— Start of Data extract —

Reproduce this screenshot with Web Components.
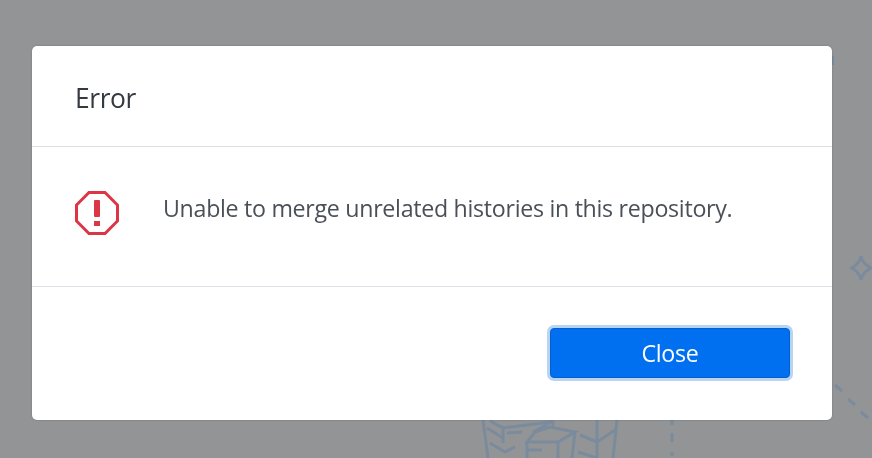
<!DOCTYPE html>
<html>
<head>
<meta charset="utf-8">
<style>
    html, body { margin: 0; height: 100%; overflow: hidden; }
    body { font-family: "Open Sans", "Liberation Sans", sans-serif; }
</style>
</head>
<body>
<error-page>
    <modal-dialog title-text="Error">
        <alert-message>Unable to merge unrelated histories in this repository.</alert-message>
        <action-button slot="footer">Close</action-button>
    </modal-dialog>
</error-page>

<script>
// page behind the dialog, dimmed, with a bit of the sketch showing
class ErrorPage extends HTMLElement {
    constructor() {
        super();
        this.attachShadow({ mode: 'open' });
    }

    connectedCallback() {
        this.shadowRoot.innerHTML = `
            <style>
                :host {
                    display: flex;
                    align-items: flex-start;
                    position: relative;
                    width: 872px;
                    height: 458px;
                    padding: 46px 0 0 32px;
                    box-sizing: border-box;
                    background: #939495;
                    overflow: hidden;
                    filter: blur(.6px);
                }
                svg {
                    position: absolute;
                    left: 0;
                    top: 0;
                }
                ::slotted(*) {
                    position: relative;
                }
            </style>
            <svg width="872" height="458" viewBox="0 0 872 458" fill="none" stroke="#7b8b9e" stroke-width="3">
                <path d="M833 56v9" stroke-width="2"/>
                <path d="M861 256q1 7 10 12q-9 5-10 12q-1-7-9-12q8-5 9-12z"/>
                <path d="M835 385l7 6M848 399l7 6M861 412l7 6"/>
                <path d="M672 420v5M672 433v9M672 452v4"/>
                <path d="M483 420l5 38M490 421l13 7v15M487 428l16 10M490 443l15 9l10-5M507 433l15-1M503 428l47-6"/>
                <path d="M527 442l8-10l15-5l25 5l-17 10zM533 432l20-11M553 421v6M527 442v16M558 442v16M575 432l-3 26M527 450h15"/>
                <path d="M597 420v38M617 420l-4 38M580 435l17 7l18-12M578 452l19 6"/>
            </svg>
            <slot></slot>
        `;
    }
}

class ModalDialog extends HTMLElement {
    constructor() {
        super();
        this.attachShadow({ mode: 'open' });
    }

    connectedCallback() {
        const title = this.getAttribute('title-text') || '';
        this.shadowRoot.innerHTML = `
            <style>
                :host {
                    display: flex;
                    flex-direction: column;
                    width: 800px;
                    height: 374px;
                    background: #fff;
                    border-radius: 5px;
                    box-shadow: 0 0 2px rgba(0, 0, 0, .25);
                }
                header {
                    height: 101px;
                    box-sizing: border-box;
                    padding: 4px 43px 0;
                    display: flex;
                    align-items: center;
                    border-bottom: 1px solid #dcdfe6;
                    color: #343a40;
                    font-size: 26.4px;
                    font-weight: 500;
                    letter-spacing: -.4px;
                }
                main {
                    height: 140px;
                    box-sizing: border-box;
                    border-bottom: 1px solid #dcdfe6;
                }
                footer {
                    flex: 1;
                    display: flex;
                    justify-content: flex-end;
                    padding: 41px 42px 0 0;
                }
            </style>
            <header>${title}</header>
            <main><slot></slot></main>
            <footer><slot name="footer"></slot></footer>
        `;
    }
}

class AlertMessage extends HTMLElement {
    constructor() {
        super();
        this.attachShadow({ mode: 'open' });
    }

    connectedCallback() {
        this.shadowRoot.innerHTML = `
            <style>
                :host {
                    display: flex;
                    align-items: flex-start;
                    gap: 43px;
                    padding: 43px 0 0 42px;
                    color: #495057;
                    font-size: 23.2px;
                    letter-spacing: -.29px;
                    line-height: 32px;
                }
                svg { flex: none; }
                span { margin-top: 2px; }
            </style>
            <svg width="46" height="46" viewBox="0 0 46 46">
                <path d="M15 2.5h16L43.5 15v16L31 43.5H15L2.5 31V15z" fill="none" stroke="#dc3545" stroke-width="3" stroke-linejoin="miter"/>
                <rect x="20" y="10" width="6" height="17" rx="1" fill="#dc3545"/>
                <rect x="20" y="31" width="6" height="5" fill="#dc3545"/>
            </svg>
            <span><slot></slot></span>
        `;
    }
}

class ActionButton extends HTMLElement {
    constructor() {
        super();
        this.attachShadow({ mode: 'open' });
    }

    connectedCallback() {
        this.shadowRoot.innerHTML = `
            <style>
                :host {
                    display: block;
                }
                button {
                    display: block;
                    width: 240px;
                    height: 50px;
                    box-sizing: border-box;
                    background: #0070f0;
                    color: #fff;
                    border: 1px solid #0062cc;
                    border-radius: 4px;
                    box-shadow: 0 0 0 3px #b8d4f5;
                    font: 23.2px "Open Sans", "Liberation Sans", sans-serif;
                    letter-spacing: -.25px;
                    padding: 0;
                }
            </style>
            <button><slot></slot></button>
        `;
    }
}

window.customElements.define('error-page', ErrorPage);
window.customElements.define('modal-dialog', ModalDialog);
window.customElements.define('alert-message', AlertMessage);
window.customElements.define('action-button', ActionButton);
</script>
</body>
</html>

— End of Data extract —

Work to complete. Exclude the pictures, and transcribe all of the material exactly.

Written response.
Reproduce this screenshot with Web Components.
<!DOCTYPE html>
<html>
<head>
<meta charset="utf-8">
<style>
    html, body { margin: 0; height: 100%; overflow: hidden; }
    body { font-family: "Open Sans", "Liberation Sans", sans-serif; }
</style>
</head>
<body>
<error-page>
    <modal-dialog title-text="Error">
        <alert-message>Unable to merge unrelated histories in this repository.</alert-message>
        <action-button slot="footer">Close</action-button>
    </modal-dialog>
</error-page>

<script>
// page behind the dialog, dimmed, with a bit of the sketch showing
class ErrorPage extends HTMLElement {
    constructor() {
        super();
        this.attachShadow({ mode: 'open' });
    }

    connectedCallback() {
        this.shadowRoot.innerHTML = `
            <style>
                :host {
                    display: flex;
                    align-items: flex-start;
                    position: relative;
                    width: 872px;
                    height: 458px;
                    padding: 46px 0 0 32px;
                    box-sizing: border-box;
                    background: #939495;
                    overflow: hidden;
                    filter: blur(.6px);
                }
                svg {
                    position: absolute;
                    left: 0;
                    top: 0;
                }
                ::slotted(*) {
                    position: relative;
                }
            </style>
            <svg width="872" height="458" viewBox="0 0 872 458" fill="none" stroke="#7b8b9e" stroke-width="3">
                <path d="M833 56v9" stroke-width="2"/>
                <path d="M861 256q1 7 10 12q-9 5-10 12q-1-7-9-12q8-5 9-12z"/>
                <path d="M835 385l7 6M848 399l7 6M861 412l7 6"/>
                <path d="M672 420v5M672 433v9M672 452v4"/>
                <path d="M483 420l5 38M490 421l13 7v15M487 428l16 10M490 443l15 9l10-5M507 433l15-1M503 428l47-6"/>
                <path d="M527 442l8-10l15-5l25 5l-17 10zM533 432l20-11M553 421v6M527 442v16M558 442v16M575 432l-3 26M527 450h15"/>
                <path d="M597 420v38M617 420l-4 38M580 435l17 7l18-12M578 452l19 6"/>
            </svg>
            <slot></slot>
        `;
    }
}

class ModalDialog extends HTMLElement {
    constructor() {
        super();
        this.attachShadow({ mode: 'open' });
    }

    connectedCallback() {
        const title = this.getAttribute('title-text') || '';
        this.shadowRoot.innerHTML = `
            <style>
                :host {
                    display: flex;
                    flex-direction: column;
                    width: 800px;
                    height: 374px;
                    background: #fff;
                    border-radius: 5px;
                    box-shadow: 0 0 2px rgba(0, 0, 0, .25);
                }
                header {
                    height: 101px;
                    box-sizing: border-box;
                    padding: 4px 43px 0;
                    display: flex;
                    align-items: center;
                    border-bottom: 1px solid #dcdfe6;
                    color: #343a40;
                    font-size: 26.4px;
                    font-weight: 500;
                    letter-spacing: -.4px;
                }
                main {
                    height: 140px;
                    box-sizing: border-box;
                    border-bottom: 1px solid #dcdfe6;
                }
                footer {
                    flex: 1;
                    display: flex;
                    justify-content: flex-end;
                    padding: 41px 42px 0 0;
                }
            </style>
            <header>${title}</header>
            <main><slot></slot></main>
            <footer><slot name="footer"></slot></footer>
        `;
    }
}

class AlertMessage extends HTMLElement {
    constructor() {
        super();
        this.attachShadow({ mode: 'open' });
    }

    connectedCallback() {
        this.shadowRoot.innerHTML = `
            <style>
                :host {
                    display: flex;
                    align-items: flex-start;
                    gap: 43px;
                    padding: 43px 0 0 42px;
                    color: #495057;
                    font-size: 23.2px;
                    letter-spacing: -.29px;
                    line-height: 32px;
                }
                svg { flex: none; }
                span { margin-top: 2px; }
            </style>
            <svg width="46" height="46" viewBox="0 0 46 46">
                <path d="M15 2.5h16L43.5 15v16L31 43.5H15L2.5 31V15z" fill="none" stroke="#dc3545" stroke-width="3" stroke-linejoin="miter"/>
                <rect x="20" y="10" width="6" height="17" rx="1" fill="#dc3545"/>
                <rect x="20" y="31" width="6" height="5" fill="#dc3545"/>
            </svg>
            <span><slot></slot></span>
        `;
    }
}

class ActionButton extends HTMLElement {
    constructor() {
        super();
        this.attachShadow({ mode: 'open' });
    }

    connectedCallback() {
        this.shadowRoot.innerHTML = `
            <style>
                :host {
                    display: block;
                }
                button {
                    display: block;
                    width: 240px;
                    height: 50px;
                    box-sizing: border-box;
                    background: #0070f0;
                    color: #fff;
                    border: 1px solid #0062cc;
                    border-radius: 4px;
                    box-shadow: 0 0 0 3px #b8d4f5;
                    font: 23.2px "Open Sans", "Liberation Sans", sans-serif;
                    letter-spacing: -.25px;
                    padding: 0;
                }
            </style>
            <button><slot></slot></button>
        `;
    }
}

window.customElements.define('error-page', ErrorPage);
window.customElements.define('modal-dialog', ModalDialog);
window.customElements.define('alert-message', AlertMessage);
window.customElements.define('action-button', ActionButton);
</script>
</body>
</html>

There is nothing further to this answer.